See, I can’t program this system, I can’t fix the problems other than unplug everything and plug it back in. It is the only thing in my house I can’t fix myself. It is most frustrating to be watching a movie, and have it freeze frame, or loose sound, just after I had come accustomed to the popping noise in the Sub Woofer.
Yesterday, again, the lights all shut off while I was working at the kitchen Island. The TV wouldn’t work. After doing my plug and unplug routine, everything came back on and worked normal. A couple of months ago we had the sound system stop working right as a dinner party was beginning. It was funny to see a BOZE radio on the island playing CD’s with an enormously expensive, state of the art system with speakers everywhere dormant.
The hidden Thermostats rely on sensors in the rooms to bring the temperature information to them. 5 of the 7 have failed already. Two that are side my side, one for AC, one for heat measure about 10 degrees different. This means that the heat and AC will slug it out when we are not here – and this we don’t know until we get energy bills greater than the last 3 months combined. Those cost $30 each, and can quickly cause a silent $300 problem.

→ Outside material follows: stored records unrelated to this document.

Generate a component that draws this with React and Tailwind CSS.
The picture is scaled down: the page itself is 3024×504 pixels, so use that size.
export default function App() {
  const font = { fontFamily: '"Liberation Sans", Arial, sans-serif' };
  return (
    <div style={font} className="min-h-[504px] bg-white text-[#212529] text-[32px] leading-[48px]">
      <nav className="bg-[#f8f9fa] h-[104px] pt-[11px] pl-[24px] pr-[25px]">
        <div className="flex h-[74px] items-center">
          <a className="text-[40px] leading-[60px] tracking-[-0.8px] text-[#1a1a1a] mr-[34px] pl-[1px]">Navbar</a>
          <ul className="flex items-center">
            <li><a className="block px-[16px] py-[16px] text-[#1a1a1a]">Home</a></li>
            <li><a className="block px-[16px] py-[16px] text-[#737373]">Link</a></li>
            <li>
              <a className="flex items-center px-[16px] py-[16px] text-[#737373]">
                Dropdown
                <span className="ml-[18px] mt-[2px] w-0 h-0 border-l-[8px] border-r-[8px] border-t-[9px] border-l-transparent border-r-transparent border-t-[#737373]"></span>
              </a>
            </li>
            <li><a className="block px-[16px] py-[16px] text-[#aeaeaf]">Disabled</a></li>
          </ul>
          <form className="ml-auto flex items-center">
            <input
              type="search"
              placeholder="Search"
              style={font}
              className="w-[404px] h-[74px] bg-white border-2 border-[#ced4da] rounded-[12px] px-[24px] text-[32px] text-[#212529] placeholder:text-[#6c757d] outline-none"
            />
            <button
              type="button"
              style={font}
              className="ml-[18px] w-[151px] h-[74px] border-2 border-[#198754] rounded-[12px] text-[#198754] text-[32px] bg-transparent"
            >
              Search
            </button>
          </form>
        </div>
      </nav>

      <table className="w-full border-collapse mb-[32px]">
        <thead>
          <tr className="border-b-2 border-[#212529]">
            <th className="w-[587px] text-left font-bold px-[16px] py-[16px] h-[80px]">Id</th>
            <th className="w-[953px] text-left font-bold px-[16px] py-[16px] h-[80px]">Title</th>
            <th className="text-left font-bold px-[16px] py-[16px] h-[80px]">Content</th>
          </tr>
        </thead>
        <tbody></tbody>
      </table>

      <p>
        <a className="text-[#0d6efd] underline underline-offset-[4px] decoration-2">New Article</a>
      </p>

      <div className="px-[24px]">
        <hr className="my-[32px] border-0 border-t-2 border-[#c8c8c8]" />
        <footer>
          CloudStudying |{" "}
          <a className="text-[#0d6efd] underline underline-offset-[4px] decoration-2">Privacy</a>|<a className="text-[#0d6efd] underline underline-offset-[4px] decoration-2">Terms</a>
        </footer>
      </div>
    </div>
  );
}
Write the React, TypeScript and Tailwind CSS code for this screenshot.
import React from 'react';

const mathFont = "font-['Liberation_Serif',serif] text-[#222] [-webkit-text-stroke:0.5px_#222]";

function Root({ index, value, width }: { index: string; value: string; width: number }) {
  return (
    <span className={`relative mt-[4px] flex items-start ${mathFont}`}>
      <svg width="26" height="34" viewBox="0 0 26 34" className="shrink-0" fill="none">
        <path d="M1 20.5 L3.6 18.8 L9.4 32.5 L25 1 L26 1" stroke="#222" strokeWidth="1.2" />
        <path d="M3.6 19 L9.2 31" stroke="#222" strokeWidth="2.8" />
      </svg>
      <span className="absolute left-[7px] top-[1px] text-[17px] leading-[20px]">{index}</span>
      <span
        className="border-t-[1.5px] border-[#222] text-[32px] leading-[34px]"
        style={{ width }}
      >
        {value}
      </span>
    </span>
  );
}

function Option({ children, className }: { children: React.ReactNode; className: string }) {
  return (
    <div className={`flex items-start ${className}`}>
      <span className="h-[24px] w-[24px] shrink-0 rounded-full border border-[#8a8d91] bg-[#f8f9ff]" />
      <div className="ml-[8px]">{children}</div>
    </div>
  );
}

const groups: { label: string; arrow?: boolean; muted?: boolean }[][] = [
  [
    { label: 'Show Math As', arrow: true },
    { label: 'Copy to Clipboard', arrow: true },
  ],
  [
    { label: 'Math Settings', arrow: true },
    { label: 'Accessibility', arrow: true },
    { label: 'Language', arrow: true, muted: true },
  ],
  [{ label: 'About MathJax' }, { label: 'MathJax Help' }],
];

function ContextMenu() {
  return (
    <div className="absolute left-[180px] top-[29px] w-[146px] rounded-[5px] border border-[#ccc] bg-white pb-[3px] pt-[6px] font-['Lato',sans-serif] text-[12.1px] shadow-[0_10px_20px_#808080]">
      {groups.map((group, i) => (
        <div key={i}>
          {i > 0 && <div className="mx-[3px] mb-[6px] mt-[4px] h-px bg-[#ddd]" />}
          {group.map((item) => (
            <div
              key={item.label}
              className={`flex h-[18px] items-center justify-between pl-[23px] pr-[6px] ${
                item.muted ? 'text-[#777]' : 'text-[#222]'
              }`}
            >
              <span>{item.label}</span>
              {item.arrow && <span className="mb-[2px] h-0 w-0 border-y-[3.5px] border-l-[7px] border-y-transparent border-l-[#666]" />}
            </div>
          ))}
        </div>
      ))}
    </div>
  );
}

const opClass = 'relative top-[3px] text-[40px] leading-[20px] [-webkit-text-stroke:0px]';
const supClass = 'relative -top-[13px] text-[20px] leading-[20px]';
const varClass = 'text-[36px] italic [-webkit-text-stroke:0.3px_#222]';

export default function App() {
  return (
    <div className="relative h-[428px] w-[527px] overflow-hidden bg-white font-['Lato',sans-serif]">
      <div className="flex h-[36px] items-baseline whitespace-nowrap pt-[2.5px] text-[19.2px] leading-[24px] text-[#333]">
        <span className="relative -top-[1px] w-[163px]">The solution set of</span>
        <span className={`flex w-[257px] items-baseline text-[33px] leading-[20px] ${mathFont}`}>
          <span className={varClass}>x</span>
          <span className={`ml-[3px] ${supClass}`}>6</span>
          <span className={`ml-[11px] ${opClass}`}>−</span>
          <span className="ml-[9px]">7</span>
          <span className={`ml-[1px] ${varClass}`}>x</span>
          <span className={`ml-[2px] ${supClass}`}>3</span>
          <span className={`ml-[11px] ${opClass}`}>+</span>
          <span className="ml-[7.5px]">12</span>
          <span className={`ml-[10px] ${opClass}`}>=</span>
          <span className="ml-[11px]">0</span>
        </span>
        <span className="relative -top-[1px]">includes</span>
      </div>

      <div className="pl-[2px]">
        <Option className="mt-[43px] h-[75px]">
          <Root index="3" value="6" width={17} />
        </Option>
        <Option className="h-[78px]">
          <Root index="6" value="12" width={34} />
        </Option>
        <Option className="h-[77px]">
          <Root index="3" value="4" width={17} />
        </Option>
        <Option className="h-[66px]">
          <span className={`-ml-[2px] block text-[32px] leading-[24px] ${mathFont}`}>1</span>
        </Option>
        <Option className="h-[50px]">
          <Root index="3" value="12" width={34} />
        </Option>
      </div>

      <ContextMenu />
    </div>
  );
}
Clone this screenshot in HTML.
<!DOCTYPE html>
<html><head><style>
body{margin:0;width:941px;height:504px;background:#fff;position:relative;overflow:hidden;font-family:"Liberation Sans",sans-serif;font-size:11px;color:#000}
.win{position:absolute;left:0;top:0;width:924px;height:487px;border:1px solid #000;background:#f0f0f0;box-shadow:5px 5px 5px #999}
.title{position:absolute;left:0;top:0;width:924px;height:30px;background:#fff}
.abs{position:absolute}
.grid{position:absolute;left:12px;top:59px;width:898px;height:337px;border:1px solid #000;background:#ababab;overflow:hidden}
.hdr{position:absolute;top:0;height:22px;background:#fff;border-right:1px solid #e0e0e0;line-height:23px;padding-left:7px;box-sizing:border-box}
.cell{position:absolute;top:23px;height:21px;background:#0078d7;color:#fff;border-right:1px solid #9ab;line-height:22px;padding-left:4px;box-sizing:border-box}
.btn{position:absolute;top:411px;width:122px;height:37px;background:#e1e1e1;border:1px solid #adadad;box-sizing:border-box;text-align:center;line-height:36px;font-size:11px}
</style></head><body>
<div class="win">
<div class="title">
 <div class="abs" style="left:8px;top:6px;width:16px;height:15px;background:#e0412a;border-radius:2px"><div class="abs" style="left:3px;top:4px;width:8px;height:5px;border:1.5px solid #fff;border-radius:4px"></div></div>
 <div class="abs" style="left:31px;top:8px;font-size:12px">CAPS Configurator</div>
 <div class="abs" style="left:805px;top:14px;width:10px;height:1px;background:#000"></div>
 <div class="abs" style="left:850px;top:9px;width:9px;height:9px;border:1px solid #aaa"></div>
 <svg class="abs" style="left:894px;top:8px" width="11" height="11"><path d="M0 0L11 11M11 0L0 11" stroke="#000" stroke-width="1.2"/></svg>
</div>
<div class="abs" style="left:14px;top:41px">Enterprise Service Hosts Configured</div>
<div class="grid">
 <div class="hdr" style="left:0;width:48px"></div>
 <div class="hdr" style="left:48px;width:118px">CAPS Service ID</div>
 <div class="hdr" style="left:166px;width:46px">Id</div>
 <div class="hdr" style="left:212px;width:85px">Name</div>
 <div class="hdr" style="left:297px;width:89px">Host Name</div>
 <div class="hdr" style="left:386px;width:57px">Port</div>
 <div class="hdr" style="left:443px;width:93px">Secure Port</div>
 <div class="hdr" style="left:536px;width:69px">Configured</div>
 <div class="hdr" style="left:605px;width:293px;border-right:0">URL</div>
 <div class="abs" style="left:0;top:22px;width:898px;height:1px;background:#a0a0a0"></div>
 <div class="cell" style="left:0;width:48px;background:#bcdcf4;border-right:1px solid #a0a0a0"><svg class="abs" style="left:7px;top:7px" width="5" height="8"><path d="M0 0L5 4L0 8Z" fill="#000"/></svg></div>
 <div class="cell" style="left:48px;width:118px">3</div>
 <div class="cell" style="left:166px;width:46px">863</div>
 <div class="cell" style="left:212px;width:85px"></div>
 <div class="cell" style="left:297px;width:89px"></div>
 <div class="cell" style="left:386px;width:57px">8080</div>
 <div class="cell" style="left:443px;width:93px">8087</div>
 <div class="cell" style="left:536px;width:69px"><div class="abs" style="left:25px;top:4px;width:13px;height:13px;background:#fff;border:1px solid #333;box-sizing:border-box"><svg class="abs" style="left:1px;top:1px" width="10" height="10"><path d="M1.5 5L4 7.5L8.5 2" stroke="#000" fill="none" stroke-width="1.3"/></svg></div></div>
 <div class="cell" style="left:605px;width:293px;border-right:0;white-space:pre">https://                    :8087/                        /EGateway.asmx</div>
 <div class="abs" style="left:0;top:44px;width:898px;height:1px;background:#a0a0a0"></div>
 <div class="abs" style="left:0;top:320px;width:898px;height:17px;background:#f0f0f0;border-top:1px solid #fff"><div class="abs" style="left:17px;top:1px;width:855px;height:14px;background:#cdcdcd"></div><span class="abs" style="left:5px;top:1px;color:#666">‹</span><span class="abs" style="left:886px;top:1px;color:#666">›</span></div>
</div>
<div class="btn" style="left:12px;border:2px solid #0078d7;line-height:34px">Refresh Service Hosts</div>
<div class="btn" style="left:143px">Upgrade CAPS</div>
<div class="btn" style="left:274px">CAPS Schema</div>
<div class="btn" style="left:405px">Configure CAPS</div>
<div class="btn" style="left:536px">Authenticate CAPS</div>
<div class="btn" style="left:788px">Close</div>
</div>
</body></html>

I really don’t think I would have minded walking around the house and setting individual dimmers when company comes over. I don’t mind walking downstairs to shut lights off, or put the alarm on, and probably would be better about leaving the garage doors closed. The 10’s of thousands of dollars this has cost so far could have come in handy now finishing my barn. It also appears the original estimate of what this would cost has been abandoned as much has changed, and I was being billed as I needed things – so that scaleable idea kind of backfired. The many hours I have spent talking about, being frustrated, fixing, and walking from floor to floor to troubleshoot this system has outweighed tenfold the time it would have taken to walk around adjusting lights, thermostats, and the alarm in 2 lifetimes. And, I wouldn’t have been extremely frustrated doing it.
I have no experience with this, although I work in a lot of houses that have these systems, but never really inquired about them. There always seem to be lots of people working on the stuff in the cabinets I may have just installed. So it seemed like lots of folks are using these systems. I can only speak of Control 4 as its all I know.
What I would like, is to come in from a long day in my shop and have a house that works. I have grown weary and no longer care how smart it is.